Fauci expects Johnson & Johnson vaccine decision Friday
A decision about whether to resume administering the Johnson & Johnson coronavirus vaccine should come Friday, when an expert panel that is advising the Centers for Disease Control and Prevention is scheduled to meet, according to Dr. Anthony Fauci, the nation’s leading infectious disease expert.
“I think by that time we’re going to have a decision,” Fauci said Sunday on the CNN program “State of the Union.”
“I don’t want to get ahead of the CDC and the FDA and the advisory committee,” he added, but said he expected experts to recommend “some sort of either warning or restriction” on the use of the vaccine.
Federal health agencies recommended putting injections of the vaccine on pause Tuesday while they investigated whether it was linked to a rare blood-clotting disorder. All 50 states, in addition to Washington, D.C., and Puerto Rico, have stopped administering the vaccine.
The unusual disorder includes blood clots in the brain combined with low levels of platelets, blood cells that typically promote clotting.

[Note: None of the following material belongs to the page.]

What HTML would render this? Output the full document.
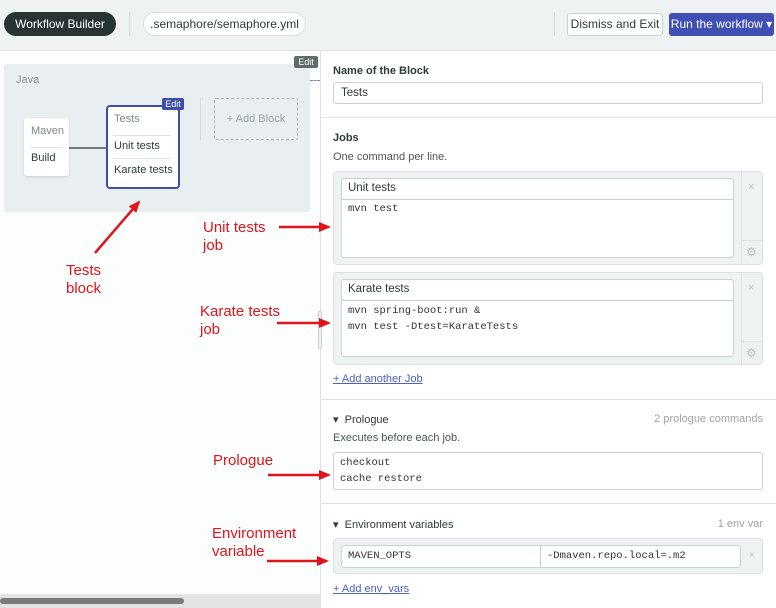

The combination, which can cause clotting and bleeding at the same time, was initially documented in six women between the ages of 18 and 48 who had received the vaccine one to three weeks prior. One of the women died and another was hospitalized in critical condition.
This pattern has prompted questions about whether vaccinations could resume in men or in older people. But because women fill more of the health care jobs for which vaccinations have been prioritized, it is not clear how much the problem might affect men, too. On Wednesday, two more cases of the clotting disorder were identified.